>> Start Supplied data

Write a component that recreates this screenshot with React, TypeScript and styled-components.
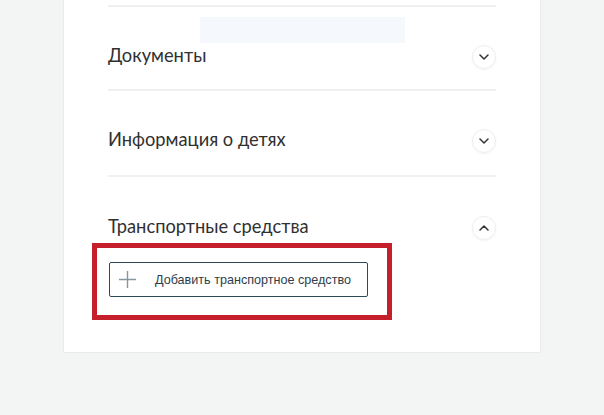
import React from "react";
import styled, { createGlobalStyle } from "styled-components";

const Global = createGlobalStyle`
  html, body { margin: 0; padding: 0; background: #f3f5f5; }
  body { font-family: Lato, "Noto Sans", sans-serif; width: 604px; height: 415px; overflow: hidden; }
`;

const Page = styled.div`
  display: flex;
  padding-left: 63px;
`;

const Card = styled.div`
  width: 478px;
  box-sizing: border-box;
  background: #fff;
  border: 1px solid #e7ebeb;
  border-top: none;
  padding: 5px 44px 32px 44px;
  display: flex;
  flex-direction: column;
`;

const Divider = styled.div`
  height: 2px;
  background: #eef0f1;
`;

const Ghost = styled.div`
  align-self: flex-start;
  margin: 10px 0 0 92px;
  width: 205px;
  height: 26px;
  background: #f5f9fd;
`;

const Row = styled.div<{ $top: number; $bottom: number }>`
  display: flex;
  align-items: flex-start;
  justify-content: space-between;
  padding-top: ${(p) => p.$top}px;
  padding-bottom: ${(p) => p.$bottom}px;
`;

const Title = styled.div`
  font-size: 18.3px;
  line-height: 22px;
  color: #303030;
`;

const Toggle = styled.div`
  width: 22px;
  height: 22px;
  border-radius: 50%;
  border: 1px solid #eceeee;
  box-shadow: 0 1px 2px rgba(0, 0, 0, 0.05);
  display: flex;
  align-items: center;
  justify-content: center;
  margin-top: 1px;
`;

const Highlight = styled.div`
  align-self: flex-start;
  margin-left: -16px;
  width: 300px;
  box-sizing: border-box;
  border: 5px solid #c41f2b;
  padding: 14px 19px 18px 12px;
`;

const AddButton = styled.button`
  width: 100%;
  height: 35px;
  box-sizing: border-box;
  border: 1px solid #2f4a57;
  border-radius: 2px;
  background: #fff;
  display: flex;
  align-items: center;
  padding: 0 0 0 8px;
  gap: 18px;
  font-family: "Liberation Sans", Arial, sans-serif;
  font-size: 12.6px;
  color: #2e3e4a;
  cursor: pointer;
`;

const Chevron = ({ up }: { up?: boolean }) => (
  <svg width="10" height="6" viewBox="0 0 10 6">
    <path
      d={up ? "M1 5 L5 1 L9 5" : "M1 1 L5 5 L9 1"}
      fill="none"
      stroke="#333"
      strokeWidth="1.5"
      strokeLinecap="round"
      strokeLinejoin="round"
    />
  </svg>
);

const Plus = () => (
  <svg width="19" height="19" viewBox="0 0 19 19">
    <path d="M9.5 1 V18 M1 9.5 H18" stroke="#8797a2" strokeWidth="1.4" />
  </svg>
);

export default function App() {
  return (
    <>
      <Global />
      <Page>
        <Card>
          <Divider />
          <Ghost />
          <Row $top={1} $bottom={20}>
            <Title>Документы</Title>
            <Toggle>
              <Chevron />
            </Toggle>
          </Row>
          <Divider />
          <Row $top={37} $bottom={22}>
            <Title>Информация о детях</Title>
            <Toggle>
              <Chevron />
            </Toggle>
          </Row>
          <Divider />
          <Row $top={38} $bottom={3}>
            <Title>Транспортные средства</Title>
            <Toggle>
              <Chevron up />
            </Toggle>
          </Row>
          <Highlight>
            <AddButton>
              <Plus />
              <span>Добавить транспортное средство</span>
            </AddButton>
          </Highlight>
        </Card>
      </Page>
    </>
  );
}
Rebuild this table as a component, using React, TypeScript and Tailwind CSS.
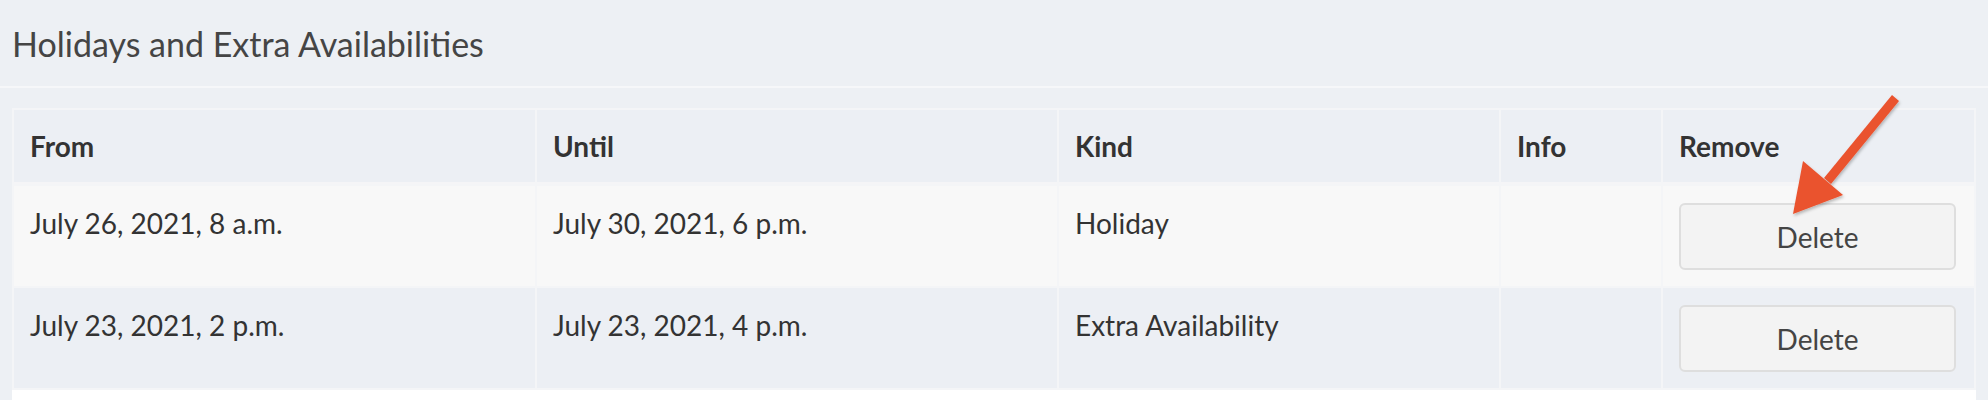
import React from "react";

const rows = [
  { from: "July 26, 2021, 8 a.m.", until: "July 30, 2021, 6 p.m.", kind: "Holiday", info: "" },
  { from: "July 23, 2021, 2 p.m.", until: "July 23, 2021, 4 p.m.", kind: "Extra Availability", info: "" },
];

function Arrow() {
  return (
    <svg className="absolute left-[1780px] top-[86px]" width="130" height="140" viewBox="0 0 130 140">
      <defs>
        <filter id="sh" x="-20%" y="-20%" width="140%" height="140%">
          <feDropShadow dx="1" dy="2" stdDeviation="1.5" floodColor="#000" floodOpacity="0.25" />
        </filter>
      </defs>
      <g filter="url(#sh)" fill="#ea522d">
        <path d="M112 9 L119 15 L51 98 L44 92 Z" />
        <polygon points="13,128 23,75 63,109" />
      </g>
    </svg>
  );
}

export default function App() {
  return (
    <div className="relative h-[400px] w-[1988px] overflow-hidden bg-[#edf0f4] font-['Lato','Noto_Sans',sans-serif]">
      <div className="h-[86px] px-[12px] pt-[22px]">
        <h2 className="text-[34px] leading-[44px] text-[#454545]">Holidays and Extra Availabilities</h2>
      </div>
      <div className="h-[2px] bg-[#f6f7f9]" />
      <div className="px-[12px] pt-[20px]">
        <div className="h-[300px] bg-white">
          <table className="w-full table-fixed border-separate border-spacing-[2px] bg-[#f4f5f7] text-[28px] text-[#333]">
            <colgroup>
              <col className="w-[521px]" />
              <col className="w-[520px]" />
              <col className="w-[440px]" />
              <col className="w-[160px]" />
              <col />
            </colgroup>
            <thead>
              <tr className="bg-[#eceff4]">
                {["From", "Until", "Kind", "Info", "Remove"].map((h) => (
                  <th
                    key={h}
                    className="h-[74px] border-b-2 border-[#f5f5f7] px-[16px] text-left align-middle font-bold"
                  >
                    {h}
                  </th>
                ))}
              </tr>
            </thead>
            <tbody>
              {rows.map((r, i) => (
                <tr key={i} className={i % 2 === 0 ? "bg-[#f8f8f8]" : "bg-[#eceff4]"}>
                  <td className="h-[100px] px-[16px] pt-[17px] align-top leading-[40px]">{r.from}</td>
                  <td className="px-[16px] pt-[17px] align-top leading-[40px]">{r.until}</td>
                  <td className="px-[16px] pt-[17px] align-top leading-[40px]">{r.kind}</td>
                  <td className="px-[16px] pt-[17px] align-top leading-[40px]">{r.info}</td>
                  <td className="px-[16px] pt-[17px] pb-[16px] align-top">
                    <button className="h-[67px] w-[277px] rounded-[6px] border-2 border-[#dedede] bg-[#f3f3f3] text-[28px] text-[#444]">
                      Delete
                    </button>
                  </td>
                </tr>
              ))}
            </tbody>
          </table>
        </div>
      </div>
      <Arrow />
    </div>
  );
}
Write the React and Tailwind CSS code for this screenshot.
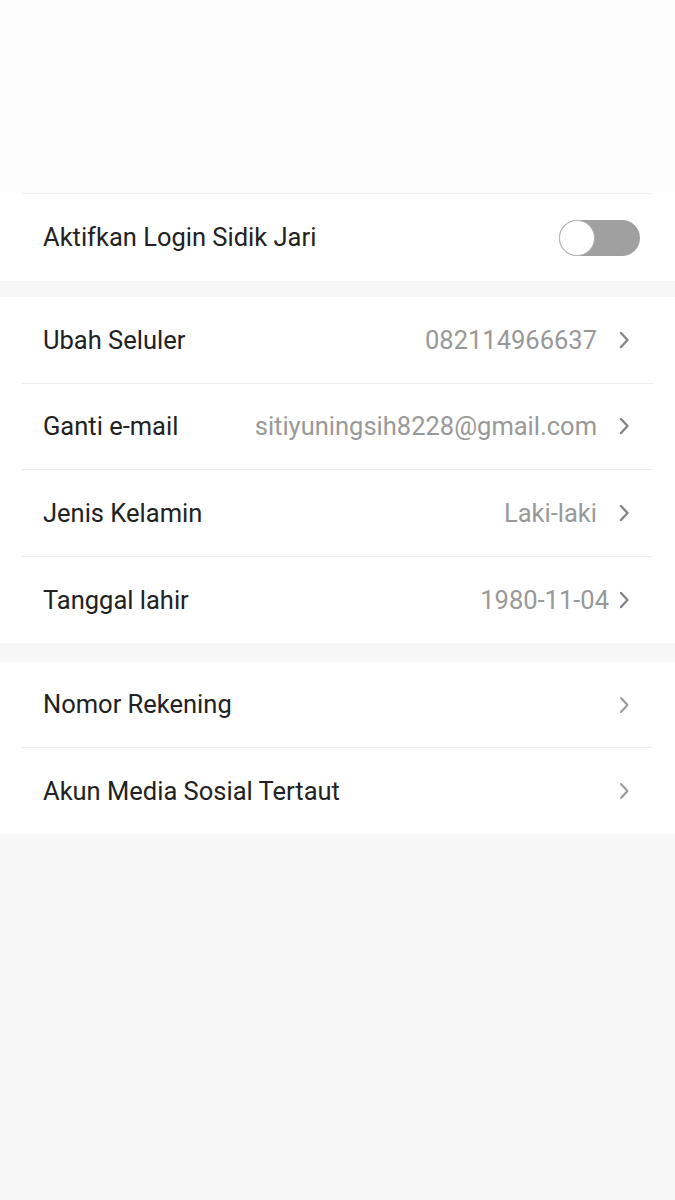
import React from "react";

const Chevron = ({ light }) => (
    <svg
        width="14"
        height="20"
        viewBox="0 0 14 20"
        fill="none"
        className="shrink-0"
    >
        <path
            d="M4 3 L10.5 10 L4 17"
            stroke={light ? "#9a9a9a" : "#858585"}
            strokeWidth={light ? "2" : "2.4"}
            strokeLinecap="round"
            strokeLinejoin="round"
        />
    </svg>
);

const Row = ({ label, value, tight, light, last, tall }) => (
    <div className="px-[22px]">
        <div
            className={
                "flex items-center pl-[21px] pr-[22px] " +
                (tall ? "h-[86.5px] " : "h-[86px] ") +
                (last ? "" : "border-b border-[#ececec]")
            }
        >
            <span className="flex-1 text-[25.5px] text-[#222222]">{label}</span>
            {value && (
                <span
                    className={
                        "text-[25.5px] text-[#999999] " + (tight ? "mr-[8px]" : "mr-[20px]")
                    }
                >
                    {value}
                </span>
            )}
            <Chevron light={light} />
        </div>
    </div>
);

const App = () => {
    return (
        <div
            className="w-[675px] min-h-[1200px] bg-[#f7f7f7]"
            style={{ fontFamily: "Roboto, 'Liberation Sans', sans-serif" }}
        >
            {/* HEADER SPACE */}
            <div className="h-[193px] bg-[#fdfdfd]" />

            {/* FINGERPRINT */}
            <div className="bg-white">
                <div className="px-[22px]">
                    <div className="flex items-center h-[88px] pl-[21px] pr-[13px] border-t border-[#efefef]">
                        <span className="flex-1 text-[25.5px] text-[#222222]">
                            Aktifkan Login Sidik Jari
                        </span>
                        <div className="relative w-[81px] h-[36px] rounded-full bg-[#a0a0a0]">
                            <div className="absolute left-0 top-0 w-[36px] h-[36px] rounded-full bg-white border border-[#b5b5b5]" />
                        </div>
                    </div>
                </div>
            </div>

            <div className="h-[16px]" />

            {/* PROFILE */}
            <div className="bg-white">
                <Row label="Ubah Seluler" value="082114966637" tall />
                <Row label="Ganti e-mail" value="sitiyuningsih8228@gmail.com" tall />
                <Row label="Jenis Kelamin" value="Laki-laki" tall />
                <Row label="Tanggal lahir" value="1980-11-04" tight last tall />
            </div>

            <div className="h-[19px]" />

            {/* ACCOUNTS */}
            <div className="bg-white">
                <Row label="Nomor Rekening" light />
                <Row label="Akun Media Sosial Tertaut" light last />
            </div>
        </div>
    );
};

export default App;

>> End Supplied data

**Given exercise:** Across the entries, how many lines hold the word "this"? Say only the number.

**Task answer:** 3